* [Problem details]
From the entries below, reproduce exactly the line containing "Rebuild this screenshot", the line containing "const copied = [40, 42, 63, 72, 88, 99];", and every line in between, with nothing added.

(Code that builds pages)

────────────────────

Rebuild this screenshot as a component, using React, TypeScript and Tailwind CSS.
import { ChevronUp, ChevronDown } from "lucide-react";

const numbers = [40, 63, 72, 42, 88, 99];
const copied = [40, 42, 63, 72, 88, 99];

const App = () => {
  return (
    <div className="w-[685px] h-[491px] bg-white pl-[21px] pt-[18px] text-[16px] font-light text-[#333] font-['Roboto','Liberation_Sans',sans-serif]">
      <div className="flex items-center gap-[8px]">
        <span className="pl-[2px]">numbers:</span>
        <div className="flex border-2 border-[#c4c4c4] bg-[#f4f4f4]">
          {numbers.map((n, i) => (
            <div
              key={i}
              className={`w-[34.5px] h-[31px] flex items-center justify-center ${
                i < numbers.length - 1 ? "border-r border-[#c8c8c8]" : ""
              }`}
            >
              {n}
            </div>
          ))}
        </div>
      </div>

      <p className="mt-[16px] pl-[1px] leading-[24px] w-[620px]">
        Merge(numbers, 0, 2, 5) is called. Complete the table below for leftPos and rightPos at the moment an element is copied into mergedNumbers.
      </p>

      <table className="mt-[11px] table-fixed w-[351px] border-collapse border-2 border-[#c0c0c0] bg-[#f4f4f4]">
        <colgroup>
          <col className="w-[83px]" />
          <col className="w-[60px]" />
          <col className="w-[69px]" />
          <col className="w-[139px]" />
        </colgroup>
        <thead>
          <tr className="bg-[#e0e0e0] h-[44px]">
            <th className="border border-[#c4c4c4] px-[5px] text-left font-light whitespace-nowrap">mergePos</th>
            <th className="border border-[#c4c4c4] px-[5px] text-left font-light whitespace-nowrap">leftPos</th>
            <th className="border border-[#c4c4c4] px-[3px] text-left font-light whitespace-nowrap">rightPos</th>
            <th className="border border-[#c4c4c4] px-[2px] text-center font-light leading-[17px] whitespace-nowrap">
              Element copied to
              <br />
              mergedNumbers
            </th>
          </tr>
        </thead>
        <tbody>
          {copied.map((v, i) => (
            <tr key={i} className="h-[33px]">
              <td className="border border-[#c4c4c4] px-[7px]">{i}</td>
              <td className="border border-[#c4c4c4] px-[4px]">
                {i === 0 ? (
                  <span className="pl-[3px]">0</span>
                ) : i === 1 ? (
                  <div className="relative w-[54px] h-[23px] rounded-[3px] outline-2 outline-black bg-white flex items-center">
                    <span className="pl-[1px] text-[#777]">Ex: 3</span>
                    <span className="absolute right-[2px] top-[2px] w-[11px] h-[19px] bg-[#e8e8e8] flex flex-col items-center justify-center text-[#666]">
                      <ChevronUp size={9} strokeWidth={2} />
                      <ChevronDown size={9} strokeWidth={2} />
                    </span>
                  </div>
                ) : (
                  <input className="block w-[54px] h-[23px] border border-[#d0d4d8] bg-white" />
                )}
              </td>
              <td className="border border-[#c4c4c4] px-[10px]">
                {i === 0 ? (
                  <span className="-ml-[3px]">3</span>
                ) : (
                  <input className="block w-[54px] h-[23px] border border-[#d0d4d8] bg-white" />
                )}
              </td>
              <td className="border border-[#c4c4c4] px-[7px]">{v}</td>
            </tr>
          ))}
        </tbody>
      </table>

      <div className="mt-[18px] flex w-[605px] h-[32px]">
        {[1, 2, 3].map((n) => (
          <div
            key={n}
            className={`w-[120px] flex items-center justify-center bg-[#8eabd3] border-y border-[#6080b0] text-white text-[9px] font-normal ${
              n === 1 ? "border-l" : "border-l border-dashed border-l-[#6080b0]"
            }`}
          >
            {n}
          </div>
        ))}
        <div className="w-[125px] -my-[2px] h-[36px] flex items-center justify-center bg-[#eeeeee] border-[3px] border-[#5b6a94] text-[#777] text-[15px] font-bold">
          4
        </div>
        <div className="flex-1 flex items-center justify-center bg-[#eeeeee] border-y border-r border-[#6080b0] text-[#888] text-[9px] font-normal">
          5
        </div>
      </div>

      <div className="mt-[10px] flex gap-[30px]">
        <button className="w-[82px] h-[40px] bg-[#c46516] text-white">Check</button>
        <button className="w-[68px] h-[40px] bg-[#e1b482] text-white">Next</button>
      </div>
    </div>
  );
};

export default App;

────────────────────

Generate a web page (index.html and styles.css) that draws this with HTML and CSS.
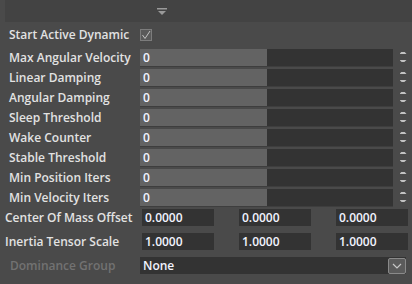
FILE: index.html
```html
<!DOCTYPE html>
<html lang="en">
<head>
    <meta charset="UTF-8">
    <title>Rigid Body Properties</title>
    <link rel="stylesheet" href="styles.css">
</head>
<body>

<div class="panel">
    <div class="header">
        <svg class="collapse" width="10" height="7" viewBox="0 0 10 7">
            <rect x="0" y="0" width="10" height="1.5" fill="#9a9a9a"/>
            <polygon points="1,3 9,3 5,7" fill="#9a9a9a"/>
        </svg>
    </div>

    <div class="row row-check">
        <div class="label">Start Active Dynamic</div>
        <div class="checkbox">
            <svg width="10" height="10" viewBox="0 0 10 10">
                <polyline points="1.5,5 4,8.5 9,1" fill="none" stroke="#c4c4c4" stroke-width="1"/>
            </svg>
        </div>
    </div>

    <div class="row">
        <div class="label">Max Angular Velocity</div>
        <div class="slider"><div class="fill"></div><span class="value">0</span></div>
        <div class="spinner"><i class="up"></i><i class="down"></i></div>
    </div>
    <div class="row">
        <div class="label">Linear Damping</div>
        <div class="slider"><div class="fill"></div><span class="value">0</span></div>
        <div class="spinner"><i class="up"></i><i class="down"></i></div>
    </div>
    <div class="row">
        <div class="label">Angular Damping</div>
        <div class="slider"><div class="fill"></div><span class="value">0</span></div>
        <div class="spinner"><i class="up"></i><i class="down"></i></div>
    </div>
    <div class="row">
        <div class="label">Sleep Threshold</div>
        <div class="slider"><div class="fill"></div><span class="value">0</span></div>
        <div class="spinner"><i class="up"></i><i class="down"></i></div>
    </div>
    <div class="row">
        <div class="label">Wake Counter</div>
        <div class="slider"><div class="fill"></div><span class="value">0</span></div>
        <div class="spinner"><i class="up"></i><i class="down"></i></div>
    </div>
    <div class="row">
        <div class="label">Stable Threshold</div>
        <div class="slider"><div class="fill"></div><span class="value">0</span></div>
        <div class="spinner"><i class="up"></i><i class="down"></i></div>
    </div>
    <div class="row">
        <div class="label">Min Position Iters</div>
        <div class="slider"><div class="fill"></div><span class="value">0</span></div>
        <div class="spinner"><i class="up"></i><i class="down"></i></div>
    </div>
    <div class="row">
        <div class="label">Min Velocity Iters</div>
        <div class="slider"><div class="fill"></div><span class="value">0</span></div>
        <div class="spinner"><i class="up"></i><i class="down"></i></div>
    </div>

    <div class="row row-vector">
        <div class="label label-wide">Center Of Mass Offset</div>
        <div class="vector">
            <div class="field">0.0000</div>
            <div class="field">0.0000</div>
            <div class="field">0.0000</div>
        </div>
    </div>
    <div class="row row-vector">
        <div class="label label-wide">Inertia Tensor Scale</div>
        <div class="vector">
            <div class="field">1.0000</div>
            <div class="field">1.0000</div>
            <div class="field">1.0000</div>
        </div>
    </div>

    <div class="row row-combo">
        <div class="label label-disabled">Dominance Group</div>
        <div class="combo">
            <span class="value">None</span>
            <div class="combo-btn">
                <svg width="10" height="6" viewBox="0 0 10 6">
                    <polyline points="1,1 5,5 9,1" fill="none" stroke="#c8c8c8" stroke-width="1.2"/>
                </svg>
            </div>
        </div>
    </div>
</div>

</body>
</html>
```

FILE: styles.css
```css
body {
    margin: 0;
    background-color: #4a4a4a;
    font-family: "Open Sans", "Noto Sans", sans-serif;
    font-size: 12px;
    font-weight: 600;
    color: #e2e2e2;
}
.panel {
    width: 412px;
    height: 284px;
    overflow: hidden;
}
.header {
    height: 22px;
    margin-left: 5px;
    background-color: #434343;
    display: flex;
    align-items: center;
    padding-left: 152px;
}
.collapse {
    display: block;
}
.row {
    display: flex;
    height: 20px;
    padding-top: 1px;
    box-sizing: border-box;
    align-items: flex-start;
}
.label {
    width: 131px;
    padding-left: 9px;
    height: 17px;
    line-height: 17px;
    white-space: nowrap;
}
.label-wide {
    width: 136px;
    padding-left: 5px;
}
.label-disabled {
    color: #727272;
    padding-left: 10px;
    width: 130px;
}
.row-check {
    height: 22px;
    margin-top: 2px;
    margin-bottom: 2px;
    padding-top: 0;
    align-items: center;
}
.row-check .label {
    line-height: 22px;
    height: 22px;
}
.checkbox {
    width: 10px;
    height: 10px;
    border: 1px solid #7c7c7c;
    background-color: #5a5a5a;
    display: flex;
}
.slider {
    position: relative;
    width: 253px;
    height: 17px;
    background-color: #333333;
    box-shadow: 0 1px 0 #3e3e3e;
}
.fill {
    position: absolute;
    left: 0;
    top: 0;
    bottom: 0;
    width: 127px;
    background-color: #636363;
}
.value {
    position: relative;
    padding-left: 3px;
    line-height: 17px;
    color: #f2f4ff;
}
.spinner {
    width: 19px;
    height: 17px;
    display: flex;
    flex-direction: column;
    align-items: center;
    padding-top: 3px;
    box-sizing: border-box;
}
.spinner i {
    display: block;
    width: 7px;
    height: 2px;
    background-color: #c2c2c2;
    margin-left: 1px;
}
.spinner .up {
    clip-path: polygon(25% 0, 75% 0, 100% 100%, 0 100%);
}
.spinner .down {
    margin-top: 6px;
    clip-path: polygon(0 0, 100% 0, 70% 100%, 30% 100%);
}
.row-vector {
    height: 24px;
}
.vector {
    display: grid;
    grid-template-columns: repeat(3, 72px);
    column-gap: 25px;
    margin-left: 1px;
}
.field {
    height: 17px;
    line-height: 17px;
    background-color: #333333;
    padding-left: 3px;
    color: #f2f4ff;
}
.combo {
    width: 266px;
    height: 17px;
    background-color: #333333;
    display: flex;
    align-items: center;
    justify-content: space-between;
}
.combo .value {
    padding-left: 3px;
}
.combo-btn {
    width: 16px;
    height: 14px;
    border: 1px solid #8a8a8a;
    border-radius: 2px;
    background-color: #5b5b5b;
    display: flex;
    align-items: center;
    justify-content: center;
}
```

────────────────────

* [Reply to the exercise]
Rebuild this screenshot as a component, using React, TypeScript and Tailwind CSS.
import { ChevronUp, ChevronDown } from "lucide-react";

const numbers = [40, 63, 72, 42, 88, 99];
const copied = [40, 42, 63, 72, 88, 99];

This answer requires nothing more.